長期契約の途中でも、契約内容を見直すことができる条項
ソフトバンクの日本一連覇に大きく貢献し、今季からアメリカ・メジャーリーグへと戦いの場を移すことになった李大浩(イ・デホ)。シアトル・マリナーズとマイナー契約を結び、春季キャンプには招待選手として参加している。
マリナーズとマイナー契約を結ん李大浩だが、先日シアトルのメディアが「李の契約書には3月末にFAを行使できる条項が盛り込まれている」と報じたことで話題になった。
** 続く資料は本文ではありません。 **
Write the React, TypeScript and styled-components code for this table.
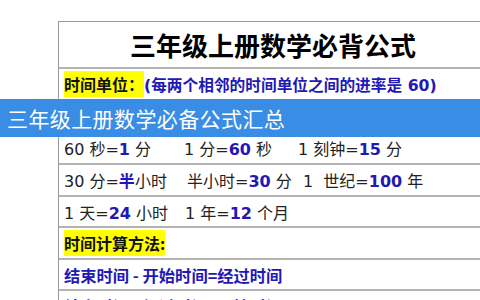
import React from "react";
import styled, { createGlobalStyle } from "styled-components";

const Global = createGlobalStyle`
  html, body { margin: 0; padding: 0; background: #fff; }
  body { width: 480px; height: 300px; overflow: hidden; }
`;

const Page = styled.div`
  position: relative;
  width: 480px;
  height: 300px;
  overflow: hidden;
  background: #fff;
  padding: 21px 0 0 58px;
  box-sizing: border-box;
  font-family: "DejaVu Sans", "Noto Sans CJK SC", sans-serif;
`;

const Table = styled.div`
  width: 428px;
  border-top: 1px solid #9a9a9a;
  border-left: 1px solid #9a9a9a;
  display: flex;
  flex-direction: column;
`;

const Row = styled.div<{ $h: number; $center?: boolean }>`
  height: ${(p) => p.$h}px;
  box-sizing: border-box;
  border-bottom: 2px solid #b4b4b4;
  display: flex;
  align-items: center;
  justify-content: ${(p) => (p.$center ? "center" : "flex-start")};
  padding-left: ${(p) => (p.$center ? 0 : 5)}px;
  font-size: 16px;
  color: #222;
  white-space: nowrap;
`;

const Title = styled.h1`
  margin: 0;
  font-family: "Noto Sans CJK SC", sans-serif;
  font-size: 26px;
  font-weight: 700;
  color: #000;
  letter-spacing: 0;
`;

const Mark = styled.span`
  background: #ffff00;
  color: #111;
  font-weight: 700;
  font-family: "Noto Sans CJK SC", sans-serif;
  padding: 1px 0;
`;

const Note = styled.span`
  color: #2318b4;
  font-weight: 700;
  font-size: 15.7px;
`;

const Seg = styled.span<{ $w?: number }>`
  display: inline-block;
  width: ${(p) => (p.$w ? `${p.$w}px` : "auto")};
  font-size: 16px;
  color: #222;
`;

const Num = styled.b`
  color: #2318b4;
  font-weight: 700;
`;

const Formula = styled.span`
  color: #2318b4;
  font-weight: 700;
  font-size: 16.3px;
  font-family: "Noto Sans CJK SC", sans-serif;
`;

const Banner = styled.div`
  position: absolute;
  left: 0;
  top: 99px;
  width: 100%;
  height: 38px;
  background: #3a8de4;
  color: #fff;
  font-family: "Noto Sans CJK SC", sans-serif;
  font-size: 21px;
  letter-spacing: 0.4px;
  line-height: 38px;
  padding-left: 7px;
  box-sizing: border-box;
`;

export default function App() {
  return (
    <Page>
      <Global />
      <Table>
        <Row $h={47} $center>
          <Title>三年级上册数学必背公式</Title>
        </Row>
        <Row $h={32}>
          <Mark>时间单位：</Mark>
          <Note>(每两个相邻的时间单位之间的进率是 60)</Note>
        </Row>
        <Row $h={32} />
        <Row $h={32}>
          <Seg $w={120}>60 秒=<Num>1</Num> 分</Seg>
          <Seg $w={114}>1 分=<Num>60</Num> 秒</Seg>
          <Seg>1 刻钟=<Num>15</Num> 分</Seg>
        </Row>
        <Row $h={32}>
          <Seg $w={123}>30 分=<Num>半</Num>小时</Seg>
          <Seg $w={116}>半小时=<Num>30</Num> 分</Seg>
          <Seg>1 &nbsp;世纪=<Num>100</Num> 年</Seg>
        </Row>
        <Row $h={31}>
          <Seg $w={121}>1 天=<Num>24</Num> 小时</Seg>
          <Seg>1 年=<Num>12</Num> 个月</Seg>
        </Row>
        <Row $h={32}>
          <Mark>时间计算方法:</Mark>
        </Row>
        <Row $h={31}>
          <Formula>结束时间 - 开始时间=经过时间</Formula>
        </Row>
        <Row $h={32}>
          <Formula>结束时间 - 经过时间=开始时间</Formula>
        </Row>
      </Table>
      <Banner>三年级上册数学必备公式汇总</Banner>
    </Page>
  );
}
李大浩の場合、春季キャンプなどで結果を残し、メジャーの登録枠に入ることができれば、最大400万ドル(約4億5000万円)の出来高を受け取ることができる。しかし、開幕のメジャー枠25人に入ることができなかった場合は、契約を破棄してFAを行使できるという契約条項だ。
このような条項をオプトアウト(Opt Out)という。Optとは「決める、選ぶ」といった意味があり、選手が自ら契約を途中で破棄する“選択”のことを指す。
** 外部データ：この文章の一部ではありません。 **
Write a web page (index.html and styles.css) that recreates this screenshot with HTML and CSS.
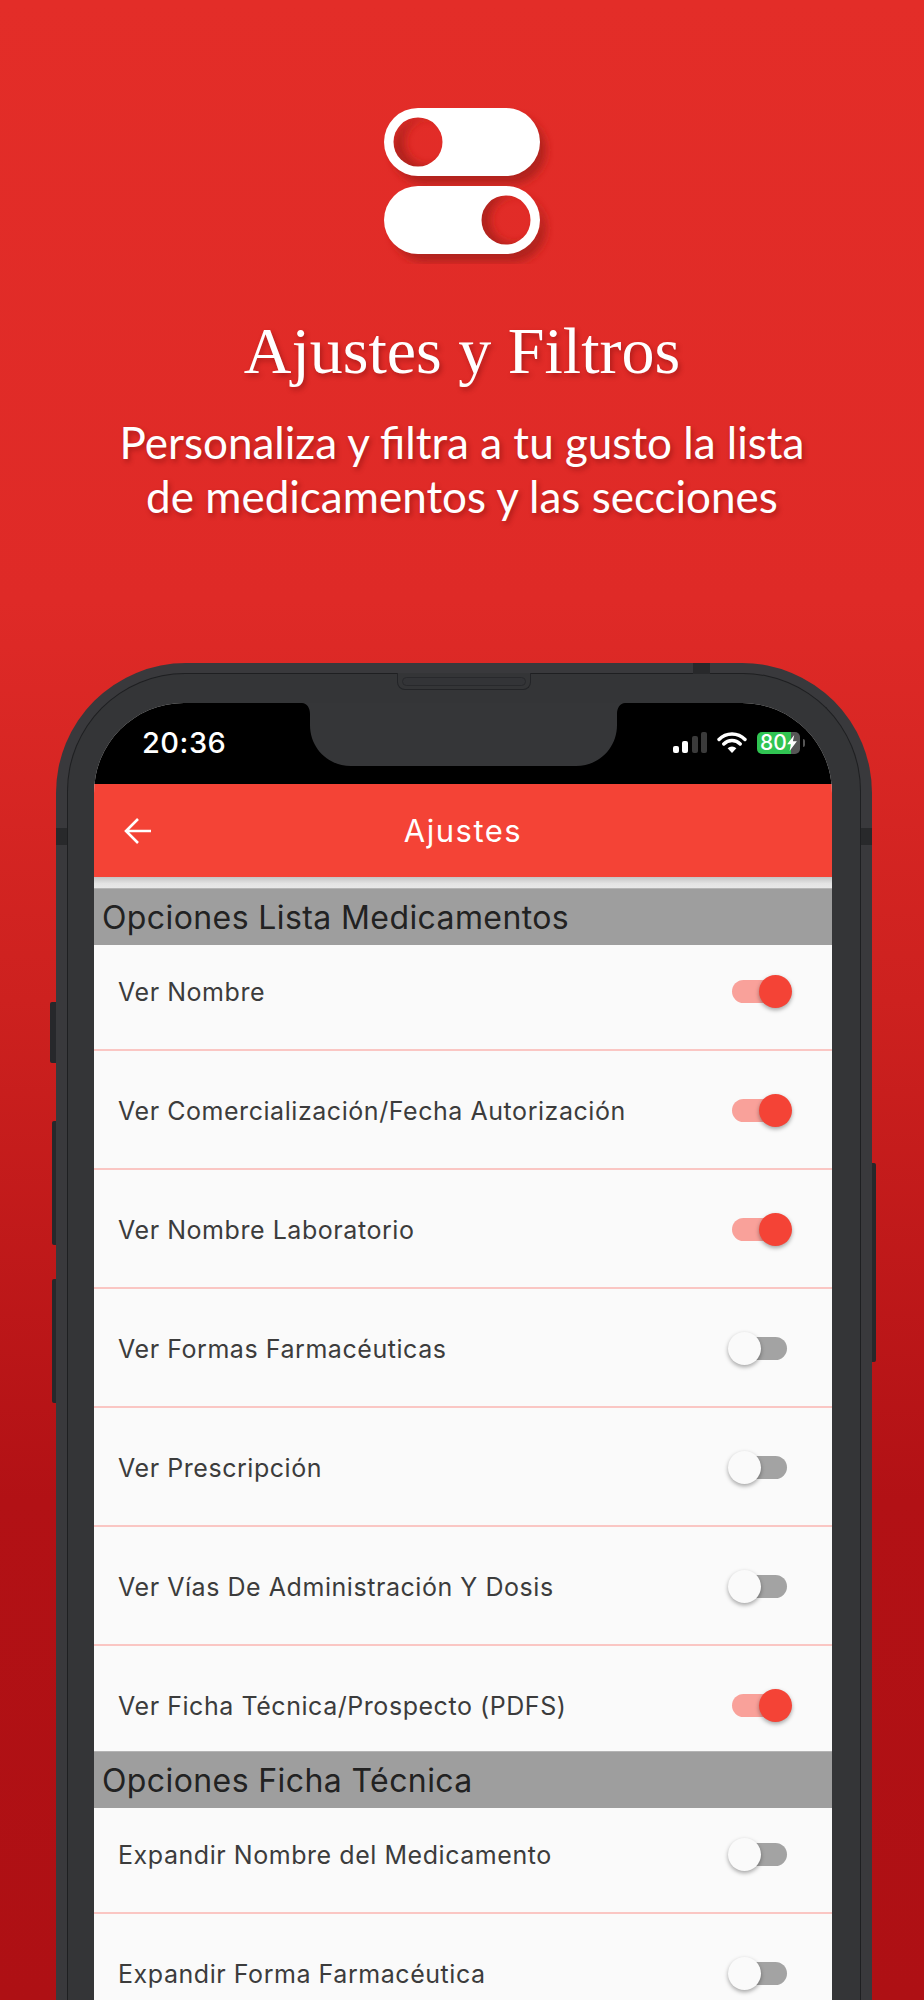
FILE: index.html

```html
<!DOCTYPE html>
<html lang="es">
<head>
  <meta charset="UTF-8">
  <meta name="viewport" content="width=device-width, initial-scale=1.0" />
  <title>Ajustes y Filtros</title>
  <link rel="stylesheet" href="styles.css">
</head>
<body>
  <header class="hero">
    <svg class="hero-icon" width="170" height="156" viewBox="0 0 170 156">
      <defs>
        <filter id="soft" x="-20%" y="-20%" width="150%" height="150%">
          <feGaussianBlur stdDeviation="4" />
        </filter>
        <mask id="holes">
          <rect width="170" height="156" fill="#fff" />
          <circle cx="34" cy="34" r="24.5" fill="#000" />
          <circle cx="122" cy="112" r="24.5" fill="#000" />
        </mask>
      </defs>
      <g fill="#b0201d" filter="url(#soft)">
        <path d="M42 8h86a34 34 0 0 1 0 68h-86a34 34 0 0 1 0-68zM20 34a24 24 0 0 0 48 0 24 24 0 0 0-48 0z" fill-rule="evenodd" />
        <path d="M42 86h86a34 34 0 0 1 0 68h-86a34 34 0 0 1 0-68zM106 112a24 24 0 0 0 48 0 24 24 0 0 0-48 0z" fill-rule="evenodd" />
      </g>
      <g fill="#fff" mask="url(#holes)">
        <rect x="0" y="0" width="156" height="68" rx="34" />
        <rect x="0" y="78" width="156" height="68" rx="34" />
      </g>
    </svg>
    <h1 class="hero-title">Ajustes y Filtros</h1>
    <p class="hero-text">Personaliza y filtra a tu gusto la lista<br>de medicamentos y las secciones</p>
  </header>

  <div class="phone">
    <span class="band band-left"></span>
    <span class="band band-right"></span>
    <span class="band band-top"></span>
    <span class="side-btn btn-mute"></span>
    <span class="side-btn btn-up"></span>
    <span class="side-btn btn-down"></span>
    <span class="side-btn btn-power"></span>
    <div class="phone-inner">
      <div class="screen">
        <div class="status-bar">
          <span class="clock">20:36</span>
          <div class="status-icons">
            <svg width="34" height="21" viewBox="0 0 34 21">
              <rect x="0" y="14" width="6" height="7" rx="2" fill="#fff" />
              <rect x="9" y="9" width="6" height="12" rx="2" fill="#fff" />
              <rect x="19" y="4" width="6" height="17" rx="2" fill="#3a3a3a" />
              <rect x="28" y="0" width="6" height="21" rx="2" fill="#3a3a3a" />
            </svg>
            <svg width="30" height="21" viewBox="0 0 30 21">
              <path d="M2 7.500a18 18 0 0 1 26 0M6.800 12a11.500 11.500 0 0 1 16.400 0" fill="none" stroke="#fff" stroke-width="3.400" stroke-linecap="round" />
              <path d="M15 21l-4.400-4.800a6.300 6.300 0 0 1 8.800 0z" fill="#fff" />
            </svg>
            <div class="battery">
              <span class="battery-level">80</span>
              <svg class="bolt" width="10" height="16" viewBox="0 0 11 18"><path d="M8 0L0 10.500h4.200L2.800 18 11 7H6.500z" fill="#fff" /></svg>
            </div>
            <span class="battery-cap"></span>
          </div>
        </div>
        <svg class="notch" width="323" height="64" viewBox="0 0 323 64">
          <path d="M0 0H323C318 0 315 5 315 11V22C315 45 297 63 274 63H49C26 63 8 45 8 22V11C8 5 5 0 0 0Z" fill="#353638" />
        </svg>

        <div class="app-bar">
          <svg class="back" width="28" height="28" viewBox="0 0 28 28">
            <path d="M27 14H3M14 2L2 14l12 12" fill="none" stroke="#fff" stroke-width="2.600" />
          </svg>
          <span class="app-title">Ajustes</span>
        </div>
        <div class="bar-shadow"></div>

        <div class="section-head">Opciones Lista Medicamentos</div>
        <div class="list">
          <div class="row"><span class="row-label">Ver Nombre</span><span class="switch on"></span></div>
          <div class="row"><span class="row-label">Ver Comercialización/Fecha Autorización</span><span class="switch on"></span></div>
          <div class="row"><span class="row-label">Ver Nombre Laboratorio</span><span class="switch on"></span></div>
          <div class="row"><span class="row-label">Ver Formas Farmacéuticas</span><span class="switch"></span></div>
          <div class="row"><span class="row-label">Ver Prescripción</span><span class="switch"></span></div>
          <div class="row"><span class="row-label">Ver Vías De Administración Y Dosis</span><span class="switch"></span></div>
          <div class="row"><span class="row-label">Ver Ficha Técnica/Prospecto (PDFS)</span><span class="switch on"></span></div>
        </div>

        <div class="section-head">Opciones Ficha Técnica</div>
        <div class="list list-open">
          <div class="row"><span class="row-label">Expandir Nombre del Medicamento</span><span class="switch"></span></div>
          <div class="row"><span class="row-label">Expandir Forma Farmacéutica</span><span class="switch"></span></div>
        </div>
      </div>
    </div>
    <div class="speaker"><span class="speaker-grille"></span></div>
  </div>
</body>
</html>
```

FILE: styles.css

```css
html, body {
  margin: 0;
  height: 2000px;
  overflow: hidden;
}
body {
  font-family: "Inter", "Roboto", sans-serif;
  background: linear-gradient(180deg, #e32d28 0%, #df2a27 30%, #cd211f 50%, #b21115 75%, #ae1014 100%);
}

.hero {
  display: flex;
  flex-direction: column;
  align-items: center;
  padding-top: 108px;
  height: 555px;
}
.hero-icon { margin-left: 14px; }
.hero-title {
  margin: 49px 0 0;
  font-family: "Liberation Serif", serif;
  font-weight: 400;
  font-size: 66px;
  line-height: 76px;
  color: #fff;
  text-shadow: 2px 3px 5px rgba(110, 10, 10, 0.45);
}
.hero-text {
  margin: 26px 0 0;
  font-family: "Lato", sans-serif;
  font-size: 44px;
  line-height: 54px;
  text-align: center;
  color: #fff;
  text-shadow: 2px 3px 5px rgba(110, 10, 10, 0.45);
}

.phone {
  position: relative;
  box-sizing: border-box;
  width: 816px;
  height: 1500px;
  margin-left: 56px;
  padding: 10px 11px 0;
  border-radius: 130px 130px 0 0;
  background: #39393c;
}
.phone-inner {
  box-sizing: border-box;
  height: 100%;
  padding: 29px 28px 0 26px;
  border: 1px solid #1e1f21;
  border-bottom: 0;
  border-radius: 118px 118px 0 0;
  background: #343537;
}
.band { position: absolute; background: #28292b; }
.band-left { left: 0; top: 165px; width: 11px; height: 17px; }
.band-right { right: 0; top: 165px; width: 11px; height: 17px; }
.band-top { left: 637px; top: 0; width: 17px; height: 11px; }
.side-btn {
  position: absolute;
  background: #27282b;
  border-radius: 2px 0 0 2px;
}
.btn-mute { left: -6px; top: 339px; width: 6px; height: 61px; }
.btn-up { left: -4px; top: 458px; width: 4px; height: 124px; }
.btn-down { left: -4px; top: 616px; width: 4px; height: 124px; }
.btn-power {
  right: -4px;
  top: 500px;
  width: 4px;
  height: 199px;
  border-radius: 0 2px 2px 0;
}
.speaker {
  position: absolute;
  left: 341px;
  top: 10px;
  box-sizing: border-box;
  width: 134px;
  height: 17px;
  padding: 4px 4px 0;
  border: 1px solid #232427;
  border-top: 0;
  border-radius: 0 0 8px 8px;
  background: #343537;
}
.speaker-grille {
  display: block;
  height: 9px;
  border: 1px solid #28292c;
  border-radius: 5px;
  box-sizing: border-box;
  background: #333437;
}

.screen {
  position: relative;
  height: 100%;
  overflow: hidden;
  border-radius: 90px 90px 0 0;
  background: #fafafa;
}
.status-bar {
  display: flex;
  justify-content: space-between;
  align-items: center;
  box-sizing: border-box;
  height: 81px;
  padding: 0 27px 2px 48px;
  background: #000;
  color: #fff;
}
.clock {
  font-size: 29px;
  font-weight: 500;
  letter-spacing: 0.5px;
}
.status-icons {
  display: flex;
  align-items: center;
  gap: 10px;
}
.battery {
  display: flex;
  align-items: center;
  box-sizing: border-box;
  width: 43px;
  height: 22px;
  padding-left: 3px;
  border-radius: 5px;
  color: #fff;
  font-size: 21px;
  font-weight: 500;
  background: linear-gradient(90deg, #30c452 0 80%, #555 80% 100%);
}
.battery-cap {
  width: 2px;
  height: 8px;
  margin-left: -7px;
  border-radius: 0 2px 2px 0;
  background: #555;
}
.notch {
  position: absolute;
  left: 208px;
  top: 0;
}

.app-bar {
  position: relative;
  display: flex;
  justify-content: center;
  align-items: center;
  height: 93px;
  background: #f44336;
}
.back {
  position: absolute;
  left: 30px;
  top: 33px;
}
.app-title {
  color: #fff;
  font-size: 31px;
  font-weight: 400;
  letter-spacing: 1.5px;
}
.bar-shadow {
  height: 11px;
  background: linear-gradient(180deg, #c4c4c4, #e4e4e4 60%, #e8e8e8);
}
.section-head {
  box-sizing: border-box;
  height: 57px;
  padding-left: 8px;
  font-size: 32px;
  letter-spacing: 0.4px;
  line-height: 58px;
  color: #222;
  background: #9e9e9e;
  border-top: 1px solid #b4b4b4;
}

.list {
  height: 806px;
  overflow: hidden;
}
.list-open { height: auto; }
.row {
  display: flex;
  justify-content: space-between;
  align-items: center;
  box-sizing: border-box;
  height: 119px;
  padding: 0 45px 0 24px;
  border-bottom: 2px solid #fac6c3;
  font-size: 25px;
  letter-spacing: 0.55px;
  color: #3c3c3c;
}
.row:first-child { margin-top: -13px; }
.row-label { padding-top: 3px; }

.switch {
  position: relative;
  width: 55px;
  height: 23px;
  margin-top: 1px;
  border-radius: 12px;
  background: #a3a3a3;
}
.switch::after {
  content: "";
  position: absolute;
  left: -4px;
  top: -5px;
  width: 33px;
  height: 33px;
  border-radius: 50%;
  background: #fafafa;
  box-shadow: 0 2px 4px rgba(0, 0, 0, 0.35);
}
.switch.on { background: #f9a19a; }
.switch.on::after {
  left: 27px;
  background: #f44336;
}
```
「オプトアウト」という契約条項がメジャーで当然のように取り扱われている理由としては、球団側にも選手側にも、双方にメリットがあるからだ。
「オプトアウト」のメリットとは...
選手としては、やはり長期契約を結びたいというのが本音になるが、それはそれで年俸額が固定されてしまうというデメリットも存在する。
例えば、年俸1億円で5年契約(計5億円)を結んだとしよう。その選手が契約途中で年俸5億円に匹敵するような活躍を見せても、年俸は1億円のまま変わらない。
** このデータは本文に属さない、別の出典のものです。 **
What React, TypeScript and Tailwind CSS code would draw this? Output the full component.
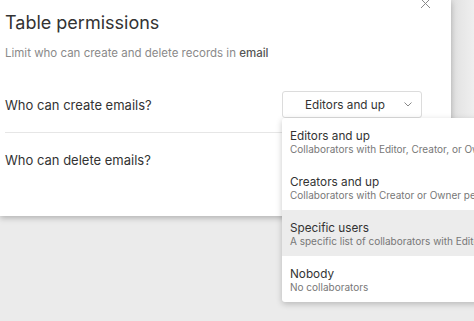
import React from "react";

const items = [
  { t: "Editors and up", s: "Collaborators with Editor, Creator, or Owner permissions" },
  { t: "Creators and up", s: "Collaborators with Creator or Owner permissions" },
  { t: "Specific users", s: "A specific list of collaborators with Editor permissions" },
  { t: "Nobody", s: "No collaborators" },
];

export default function App() {
  return (
    <div
      className="relative w-[474px] h-[321px] overflow-hidden bg-[#ebebeb]"
      style={{ fontFamily: "Inter, 'Noto Sans', sans-serif" }}
    >
      <div className="absolute left-[451px] top-0 w-[23px] h-[216px] bg-gradient-to-r from-[#e0e0e0] to-[#efefef]" />
      <div className="relative w-[451px] h-[216px] bg-white shadow-[0_2px_6px_rgba(0,0,0,0.25)]">
        <svg className="absolute left-[420px] top-[-2px]" width="11" height="11" viewBox="0 0 11 11">
          <path d="M1 1 L10 10 M10 1 L1 10" stroke="#8a8a8a" strokeWidth="1" fill="none" />
        </svg>
        <div className="pl-[5px] pt-[11px]">
          <div className="text-[18px] leading-[24px] text-[#333]">Table permissions</div>
          <div className="mt-[10px] text-[11.5px] leading-[16px] text-[#8a8a8a]">
            Limit who can create and delete records in <span className="text-[#555] font-medium">email</span>
          </div>
          <div className="mt-[30px] flex items-center h-[27px] pr-[29px]">
            <div className="flex-1 text-[13px] leading-[16px] text-[#333]">Who can create emails?</div>
            <div className="w-[140px] h-[27px] border border-[#dcdcdc] rounded-[3px] flex items-center pl-[22px] pr-[8px]">
              <span className="flex-1 text-[11.75px] leading-[16px] text-[#333]">Editors and up</span>
              <svg width="8" height="5" viewBox="0 0 8 5" className="mr-[1px]">
                <path d="M0.5 0.5 L4 4 L7.5 0.5" stroke="#888" strokeWidth="1" fill="none" />
              </svg>
            </div>
          </div>
          <div className="mt-[14px] h-px bg-[#e6e6e6] mr-[20px]" />
          <div className="mt-[19px] text-[13px] leading-[16px] text-[#333]">Who can delete emails?</div>
        </div>
      </div>
      <div className="absolute left-[282px] top-[118px] w-[230px] bg-white rounded-[3px] shadow-[0_2px_6px_rgba(0,0,0,0.22)] overflow-hidden">
        {items.map((it, i) => (
          <div
            key={it.t}
            className={`h-[46px] pl-[8px] pt-[11px] whitespace-nowrap ${i === 2 ? "bg-[#ececec]" : ""}`}
          >
            <div className="text-[11.75px] leading-[14px] text-[#333]">{it.t}</div>
            <div className="text-[10px] leading-[13px] text-[#777]">{it.s}</div>
          </div>
        ))}
      </div>
    </div>
  );
}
オプトアウト条項を盛り込むことで、契約期間の途中でもそのときの自分に相応しい年俸で契約を結びなおすことや、FAとなり他球団と交渉することもできるのだ。
では、球団側のメリットとは何か。
長期契約を結んだ選手が期待通りの活躍を見せ、契約途中でオプトアウト条項を行使し、FAとなったとする。そのときに契約内容を見直すことができるが、必ずしも引き止める必要もない。
その選手と契約してからそれまではチームに貢献してきたが、年齢も重ねてきたことで今後も同じような活躍を見込めるかどうかわからない。それならば無理に引き止めず、将来有望な選手と契約したほうがいいと考える球団も多い。
オプトアウト条項を盛り込んでいなければ、そういった見直しができないのである。
実はマーくんも持っている「オプトアウト」権
実は、ニューヨーク・ヤンキースの田中将大も、7年契約の4年目終了時(2017年終了時)に契約をオプトアウトし、FAとなることができる条項を盛り込んでいる。
4年目終了時、2017年の田中は29歳。投手として全盛期を迎える年齢とも言われているが、田中がFAを行使してもヤンキースが2018年以降の田中は力を落としていくだろうと判断すれば契約はしないだろう。このように、球団のリスクヘッジのひとつにもなるのがオプトアウト条項なのである。
李大浩に関しては、春季キャンプでマリナーズの期待に応えられず、メジャーに昇格できなかったとしても、一度FAとなって他球団でメジャー昇格のチャンスを再び得ることができる。
マリナーズとしても、李大浩よりも若い選手や有望な選手を新たに獲得するチャンスを得るため、win-winというわけだ。
マリナーズのジェリー・ディポトGMは「李大浩はメジャーに昇格できる能力を持っているし、期待している」と言っているが、その動向にしばらく注目だ。